At 134 years old, Florida A&M University (FAMU) is raking in record amounts of research funding. FAMU is ranked among the top 10 Historically Black College and Universities.
Amid a two-year funding boom, FAMU recently received its biggest grant ever: a $30-million award from the National Oceanic and Atmospheric Administration (NOAA).
The money will be used to support the Center for Coastal and Marine Ecosystems (CCME) and its mission to train the next generation of scientists from underrepresented groups.
“50% of that $30 million will have to go to direct student support,” says FAMU President Larry Robinson. He directs CCME, which is comprised of half a dozen universities that are sharing the grant over 5 years. FAMU is the center’s lead institution.
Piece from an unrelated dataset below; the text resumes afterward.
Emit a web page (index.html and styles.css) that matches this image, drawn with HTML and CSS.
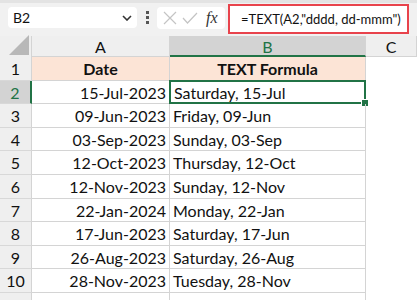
FILE: index.html
```html
<!DOCTYPE html>
<html lang="en">
<head>
    <meta charset="UTF-8">
    <meta name="viewport" content="width=device-width, initial-scale=1.0">
    <title>TEXT Formula</title>
    <link rel="stylesheet" href="styles.css">
</head>
<body>

<div class="formula-bar">
    <div class="name-box">
        <span>B2</span>
        <svg class="chevron" width="10" height="6" viewBox="0 0 10 6"><path d="M1 1l4 4 4-4" fill="none" stroke="#333" stroke-width="1.6"/></svg>
    </div>
    <div class="dots"><i></i><i></i><i></i></div>
    <div class="fx-buttons">
        <svg width="14" height="14" viewBox="0 0 14 14"><path d="M1 1l12 12M13 1L1 13" stroke="#c4c4c4" stroke-width="1.2"/></svg>
        <svg width="16" height="12" viewBox="0 0 16 12"><path d="M1 6l4.5 5L15 1" fill="none" stroke="#c4c4c4" stroke-width="1.2"/></svg>
        <span class="fx">fx</span>
    </div>
    <div class="formula-input">=TEXT(A2,"dddd, dd-mmm")</div>
</div>

<div class="sheet">
    <div class="corner"><svg width="20" height="20" viewBox="0 0 20 20"><path d="M20 0V20H0Z" fill="#b8b8b8"/></svg></div>
    <div class="col-head">A</div>
    <div class="col-head selected">B</div>
    <div class="col-head">C</div>

    <div class="row-head">1</div>
    <div class="cell head">Date</div>
    <div class="cell head">TEXT Formula</div>
    <div class="blank"></div>

    <div class="row-head selected">2</div>
    <div class="cell date">15-Jul-2023</div>
    <div class="cell text active">Saturday, 15-Jul<span class="handle"></span></div>
    <div class="blank"></div>

    <div class="row-head">3</div>
    <div class="cell date">09-Jun-2023</div>
    <div class="cell text">Friday, 09-Jun</div>
    <div class="blank"></div>

    <div class="row-head">4</div>
    <div class="cell date">03-Sep-2023</div>
    <div class="cell text">Sunday, 03-Sep</div>
    <div class="blank"></div>

    <div class="row-head">5</div>
    <div class="cell date">12-Oct-2023</div>
    <div class="cell text">Thursday, 12-Oct</div>
    <div class="blank"></div>

    <div class="row-head">6</div>
    <div class="cell date">12-Nov-2023</div>
    <div class="cell text">Sunday, 12-Nov</div>
    <div class="blank"></div>

    <div class="row-head">7</div>
    <div class="cell date">22-Jan-2024</div>
    <div class="cell text">Monday, 22-Jan</div>
    <div class="blank"></div>

    <div class="row-head">8</div>
    <div class="cell date">17-Jun-2023</div>
    <div class="cell text">Saturday, 17-Jun</div>
    <div class="blank"></div>

    <div class="row-head">9</div>
    <div class="cell date">26-Aug-2023</div>
    <div class="cell text">Saturday, 26-Aug</div>
    <div class="blank"></div>

    <div class="row-head">10</div>
    <div class="cell date">28-Nov-2023</div>
    <div class="cell text">Tuesday, 28-Nov</div>
    <div class="blank"></div>

    <div class="row-head last"></div>
    <div class="cell"></div>
    <div class="cell"></div>
    <div class="blank"></div>
</div>

</body>
</html>
```

FILE: styles.css
```css
body {
    margin: 0;
    font-family: Lato, "Open Sans", sans-serif;
    color: #111;
    background-color: white;
    overflow: hidden;
}
.formula-bar {
    height: 36px;
    box-sizing: border-box;
    border-top: 3px solid #e3e3e3;
    background-color: #f1f1f1;
    display: flex;
    align-items: center;
    padding-left: 8px;
}
.name-box {
    flex: 0 0 129px;
    height: 21px;
    box-sizing: border-box;
    background-color: white;
    border-radius: 4px;
    display: flex;
    align-items: center;
    justify-content: space-between;
    padding: 0 5px 0 5px;
    font-size: 14px;
    margin-top: -4px;
}
.dots {
    flex: 0 0 20px;
    display: flex;
    flex-direction: column;
    align-items: center;
    gap: 2px;
    margin-top: -4px;
}
.dots i {
    width: 3px;
    height: 3px;
    background-color: #555;
}
.fx-buttons {
    flex: 0 0 68px;
    height: 22px;
    background-color: white;
    border-radius: 4px;
    display: flex;
    align-items: center;
    gap: 5px;
    padding-left: 6px;
    box-sizing: border-box;
    margin-top: -4px;
}
.fx {
    font-family: "Liberation Serif", serif;
    font-style: italic;
    font-size: 16px;
    color: #333;
    margin-left: 3px;
}
.formula-input {
    margin-left: 3px;
    flex: 0 0 181px;
    min-width: 0;
    height: 30px;
    box-sizing: border-box;
    border: 2px solid #e8434c;
    background-color: white;
    font-size: 13px;
    padding-left: 11px;
    line-height: 26px;
    white-space: nowrap;
    overflow: hidden;
    margin-top: -2px;
}
.sheet {
    display: grid;
    grid-template-columns: 32px 138px 196px 1fr;
    grid-template-rows: 21px repeat(11, 23.6px);
}
.corner {
    background-color: #efefef;
    border-right: 1px solid #d4d4d4;
    display: flex;
    justify-content: flex-end;
    align-items: flex-end;
    padding: 0 2px 2px 0;
}
.col-head {
    background-color: #efefef;
    border-right: 1px solid #d4d4d4;
    border-bottom: 1px solid #d4d4d4;
    text-align: center;
    font-size: 16px;
    line-height: 21px;
}
.col-head.selected {
    background-color: #d3d3d3;
    border-bottom: 2px solid #217346;
    color: #217346;
}
.row-head {
    background-color: #efefef;
    border-right: 1px solid #d4d4d4;
    border-bottom: 1px solid #d8d8d8;
    text-align: center;
    font-size: 16px;
    line-height: 23px;
}
.row-head.selected {
    background-color: #d3d3d3;
    border-right: 2px solid #217346;
    color: #217346;
}
.cell {
    border-right: 1px solid #d4d4d4;
    border-bottom: 1px solid #d4d4d4;
    font-size: 16px;
    line-height: 23px;
    white-space: nowrap;
    position: relative;
}
.cell.head {
    background-color: #fce4d6;
    font-weight: bold;
    text-align: center;
}
.cell.date {
    text-align: right;
    padding-right: 3px;
}
.cell.text {
    padding-left: 3px;
}
.cell.active {
    border: 2px solid #217346;
    margin: -1px 0 0 -1px;
    line-height: 21px;
}
.handle {
    position: absolute;
    right: -5px;
    bottom: -5px;
    width: 6px;
    height: 6px;
    background-color: #217346;
    border: 1px solid white;
}
.blank {
    background-color: white;
}
```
“There's an emphasis on focusing on persons from underrepresented minority communities and getting them trained at undergraduate and graduate levels in NOAA-related STEM disciplines and social sciences,” Robinson says, “but also making sure that we leave NOAA and other places that they go more diverse.”
This new funding agreement extends and modifies the objectives of the initial five-year award from NOAA that started in 2016.
“In the first five years, we were able to recruit over 113 students through this program,” Robinson says. “About half of them are undergraduates and the other are Masters or PhD students.”
Major fields of study include computer science and environmental science with a concentration in marine science. Robinson says the center focuses on three areas that align with NOAA priorities: place-based conservation, coastal resilience, and coastal intelligence.
“We are here to address the problems associated with those thematic areas -- but by educating and training a new generation of scientists, particularly from underrepresented minority communities, in those areas,” Robinson says. “So that's really what keeps me excited about this whole opportunity.”
The grant money will help pay student travel expenses to conferences, tuition and fees, and living expenses for graduate students who will spend several months away working at a NOAA-related facility.